Should my friend put the family income into a taxable account
or use it to pay off the high student loan debt burden?

Conflicts of Interest and added costs

It bears repeating, who answers this question will vary widely dependent on how conflicted the person is giving the advice.

For example, a financial advisor who earns 1% on all the money he helps manage will be immediately decreasing any income he earns by telling this couple to put their money towards the debt instead of into the taxable account he manages. That’s a conflict of interest.

That’s not to say that a good financial advisor wouldn’t do this.  There are good ones out there, for sure who would advise you to do what’s best regardless of how it impacts their bottom line.

By asking me, my friend realized I am not earning a penny from this advice.  My only conflict of interest is making sure my friend and his spouse made an intentional decision that was right for them.

A conflict of caring too much is probably not a conflict of interest at all.

Two sides: Paying Off Your Debt versus Investing Your Money

There are reasonable people on both sides of this argument. We will call the first group the “Debt Destroyer” Group.  We will call the second the “Market Math” group.

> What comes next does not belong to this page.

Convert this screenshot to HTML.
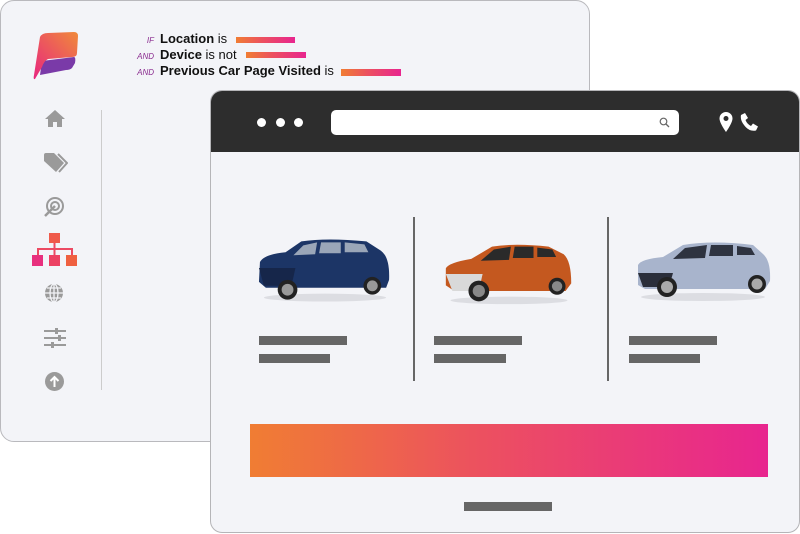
<!DOCTYPE html>
<html><head><style>
*{margin:0;padding:0;box-sizing:border-box}
body{width:800px;height:534px;background:#fff;position:relative;overflow:hidden;font-family:"Liberation Sans",sans-serif}
.abs{position:absolute}
.back{left:0;top:0;width:590px;height:442px;border:1px solid #b9b9bd;border-radius:14px;background:#f3f4f8}
.front{left:210px;top:90px;width:590px;height:443px;border:1px solid #b5b5b8;border-radius:12px;background:#f3f4f8;overflow:hidden}
.hdr{left:0;top:0;width:100%;height:61px;background:#2d2d2d}
.g{background:linear-gradient(90deg,#f07d33,#ec5060 45%,#e8258f)}
.bar{background:#666}
.rule{font-size:13px;color:#111;white-space:nowrap}
.rule i{font-size:8px;color:#8a2b8f;display:inline-block;width:22px;text-align:right;margin-right:6px;font-style:italic}
.rule b{font-weight:700}
</style></head><body>
<div class="abs back"></div>
<svg class="abs" style="left:32px;top:31px" width="48" height="50" viewBox="0 0 48 50">
<defs><linearGradient id="lg" x1="1" y1="0" x2="0" y2="1"><stop offset="0" stop-color="#f08a3a"/><stop offset="1" stop-color="#e8267f"/></linearGradient></defs>
<path d="M10 30 L42 26 Q44 26 43 32 L40 37 Q38 39 34 39 L8 44 Z" fill="#7a3aa8"/>
<path d="M8 6 Q10 2 16 2 L42 1 Q46 1 46 5 L45 22 Q45 26 40 26 L16 28 Q12 30 10 36 L3 48 Q1 49 2 44 Z" fill="url(#lg)"/>
</svg>
<div class="abs rule" style="left:132px;top:31px"><i>IF</i><b>Location</b> is</div>
<div class="abs g" style="left:236px;top:37px;width:59px;height:6px"></div>
<div class="abs rule" style="left:132px;top:47px"><i>AND</i><b>Device</b> is not</div>
<div class="abs g" style="left:246px;top:52px;width:60px;height:6px"></div>
<div class="abs rule" style="left:132px;top:63px"><i>AND</i><b>Previous Car Page Visited</b> is</div>
<div class="abs g" style="left:341px;top:69px;width:60px;height:7px"></div>
<div class="abs" style="left:101px;top:110px;width:1px;height:280px;background:#ccc"></div>
<svg class="abs" style="left:44px;top:108px" width="22" height="20" viewBox="0 0 22 20"><path d="M11 2 L1 11 H4 V19 H9 V14 H13 V19 H18 V11 H21 Z" fill="#9a9a9a"/></svg>
<svg class="abs" style="left:42px;top:152px" width="26" height="22" viewBox="0 0 26 22"><path d="M2 3 Q2 1 4 1 H12 L22 11 L14 20 L2 9 Z" fill="#9a9a9a"/><path d="M16 2 L25 11 L17 20" fill="none" stroke="#9a9a9a" stroke-width="2"/></svg>
<svg class="abs" style="left:43px;top:196px" width="22" height="22" viewBox="0 0 22 22"><circle cx="12" cy="10" r="8" fill="none" stroke="#9a9a9a" stroke-width="2"/><circle cx="12" cy="10" r="4" fill="none" stroke="#9a9a9a" stroke-width="2"/><path d="M12 10 L2 20" stroke="#9a9a9a" stroke-width="2.5"/></svg>
<svg class="abs" style="left:32px;top:233px" width="46" height="34" viewBox="0 0 46 34">
<rect x="17" y="0" width="11" height="10" fill="#ef5a4b"/><path d="M22.5 10 V16 M6 22 V16 H40 V22 M22.5 16 V22" stroke="#ec4a63" stroke-width="2" fill="none"/>
<rect x="0" y="22" width="11" height="11" fill="#e8307e"/><rect x="17" y="22" width="11" height="11" fill="#ec4163"/><rect x="34" y="22" width="11" height="11" fill="#ef6040"/></svg>
<svg class="abs" style="left:44px;top:283px" width="20" height="20" viewBox="0 0 20 20"><circle cx="10" cy="10" r="9" fill="#9a9a9a"/><path d="M1 10 H19 M10 1 V19 M3 5 H17 M3 15 H17" stroke="#f3f4f8" stroke-width="1.3"/><ellipse cx="10" cy="10" rx="4" ry="9" fill="none" stroke="#f3f4f8" stroke-width="1.3"/></svg>
<svg class="abs" style="left:43px;top:328px" width="24" height="20" viewBox="0 0 24 20"><path d="M1 3 H23 M1 10 H23 M1 17 H23" stroke="#9a9a9a" stroke-width="2"/><rect x="12" y="0" width="3" height="6" fill="#9a9a9a"/><rect x="15" y="7" width="3" height="6" fill="#9a9a9a"/><rect x="8" y="14" width="3" height="6" fill="#9a9a9a"/></svg>
<svg class="abs" style="left:45px;top:372px" width="19" height="19" viewBox="0 0 19 19"><circle cx="9.5" cy="9.5" r="9.5" fill="#9a9a9a"/><path d="M9.5 15 V5 M5.5 9 L9.5 5 L13.5 9" stroke="#fff" stroke-width="2" fill="none"/></svg>

<div class="abs front">
 <div class="abs hdr">
  <div class="abs" style="left:46px;top:27px;width:9px;height:9px;border-radius:50%;background:#fff"></div>
  <div class="abs" style="left:65px;top:27px;width:9px;height:9px;border-radius:50%;background:#fff"></div>
  <div class="abs" style="left:83px;top:27px;width:9px;height:9px;border-radius:50%;background:#fff"></div>
  <div class="abs" style="left:120px;top:19px;width:348px;height:25px;background:#fff;border-radius:5px"></div>
  <svg class="abs" style="left:448px;top:26px" width="11" height="11" viewBox="0 0 11 11"><circle cx="4.5" cy="4.5" r="3.3" fill="none" stroke="#666" stroke-width="1.2"/><path d="M7 7 L10 10" stroke="#666" stroke-width="1.3"/></svg>
  <svg class="abs" style="left:508px;top:21px" width="14" height="20" viewBox="0 0 14 20"><path d="M7 0 A6.5 6.5 0 0 1 13.5 6.5 C13.5 11 7 20 7 20 C7 20 0.5 11 0.5 6.5 A6.5 6.5 0 0 1 7 0Z" fill="#fff"/><circle cx="7" cy="6.5" r="2.5" fill="#2d2d2d"/></svg>
  <svg class="abs" style="left:528px;top:21px" width="20" height="20" viewBox="0 0 20 20"><path d="M2 3 L6 1 L9 6 L6.5 8 Q8 12 12 14 L14 11.5 L19 14.5 L17 18.5 Q10 20 5 13 Q1 8 2 3Z" fill="#fff"/></svg>
 </div>
 <div class="abs" style="left:202px;top:126px;width:2px;height:164px;background:#666"></div>
 <div class="abs" style="left:396px;top:126px;width:2px;height:164px;background:#666"></div>
 <svg class="abs" style="left:45px;top:147px" width="138" height="66" viewBox="0 0 140 66"><ellipse cx="70" cy="60" rx="62" ry="4" fill="#dcdde2"/><path d="M4 24 Q8 16 30 14 L46 3 Q72 -1 112 3 L126 12 Q136 18 135 42 L132 50 H10 L3 44 Z" fill="#1c3566"/><path d="M48 7 L62 4 L60 16 L38 17Z M66 4 H86 L86 15 H64Z M90 4 L110 6 L114 14 H90Z" fill="#9aa6b8"/><path d="M3 30 H40 L36 48 H8Z" fill="#16264a"/><circle cx="32" cy="52" r="10" fill="#222"/><circle cx="32" cy="52" r="6" fill="#999"/><circle cx="118" cy="48" r="9" fill="#222"/><circle cx="118" cy="48" r="5.5" fill="#999"/></svg>
 <svg class="abs" style="left:232px;top:149px" width="132" height="68" viewBox="0 0 140 68"><ellipse cx="70" cy="62" rx="62" ry="4" fill="#dcdde2"/><path d="M3 28 Q6 22 30 18 L52 5 Q76 1 112 5 L128 13 Q136 20 136 44 L130 52 H12 L3 46 Z" fill="#c4581f"/><path d="M54 8 L72 5 L70 19 L40 20Z M76 5 H96 L96 17 H74Z M100 6 L116 8 L120 16 H100Z" fill="#2a2a2a"/><path d="M3 34 H42 L38 52 H10Z" fill="#d9d9d9"/><circle cx="38" cy="52" r="11" fill="#222"/><circle cx="38" cy="52" r="6.5" fill="#888"/><circle cx="121" cy="47" r="9" fill="#222"/><circle cx="121" cy="47" r="5.5" fill="#888"/></svg>
 <svg class="abs" style="left:422px;top:150px" width="140" height="62" viewBox="0 0 140 62"><ellipse cx="70" cy="56" rx="62" ry="4" fill="#dcdde2"/><path d="M5 24 Q8 18 30 16 L50 4 Q80 -1 120 4 L130 13 Q138 20 137 40 L132 48 H12 L5 44 Z" fill="#a8b4cc"/><path d="M52 7 L74 4 L72 17 L40 18Z M78 4 H100 L100 15 H76Z M104 5 L118 7 L122 14 H104Z" fill="#2e3340"/><path d="M5 32 H40 L36 46 H10Z" fill="#2a2e3a"/><circle cx="34" cy="46" r="10" fill="#222"/><circle cx="34" cy="46" r="6" fill="#aaa"/><circle cx="124" cy="43" r="9" fill="#222"/><circle cx="124" cy="43" r="5.5" fill="#aaa"/></svg>
 <div class="abs bar" style="left:48px;top:245px;width:88px;height:9px"></div>
 <div class="abs bar" style="left:48px;top:263px;width:71px;height:9px"></div>
 <div class="abs bar" style="left:223px;top:245px;width:88px;height:9px"></div>
 <div class="abs bar" style="left:223px;top:263px;width:72px;height:9px"></div>
 <div class="abs bar" style="left:418px;top:245px;width:88px;height:9px"></div>
 <div class="abs bar" style="left:418px;top:263px;width:71px;height:9px"></div>
 <div class="abs g" style="left:39px;top:333px;width:518px;height:53px"></div>
 <div class="abs bar" style="left:253px;top:411px;width:88px;height:9px"></div>
</div>
</body></html>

Argument from the Debt Destroyer Group

Paying off the debt provides such an emotional release from being out from under debt.  Also, when you are debt free, you can take whatever money you were putting into your loans and then put that into investment vehicles.

Plus, you’ll save the interest you would have paid and invest that, too!

Argument from the Market Math Group

The other group thinks: As long as we earn more interest in the market than those pesky 3% loans are costing us, then we will make out ahead. So, let’s just put the money into the market.

This is for the cold-hearted logician!

Or is it…

A Helpful Thought Experiment 

How would you advise this couple?

Speaking of math and numbers, let’s look at some of them from my friend’s situation above.

  • The cost of the financial advisor is 1%
  • The cost of the actively managed funds above is about 1%
  • Inflation rises on average 2-3% per year
  • The student loan payment provides a guaranteed 3% interest versus the gamble in the market

Even if you are being conservative when combining these numbers, you should add my friend’s 3% guarantee when paying down his loans + 1% advisor fee + ~1% expense ratios.

That is a 5% guarantee towards building wealth by paying down his debt instead of putting money into a taxable account.  That doesn’t even count the inflation he is trying to beat in the market.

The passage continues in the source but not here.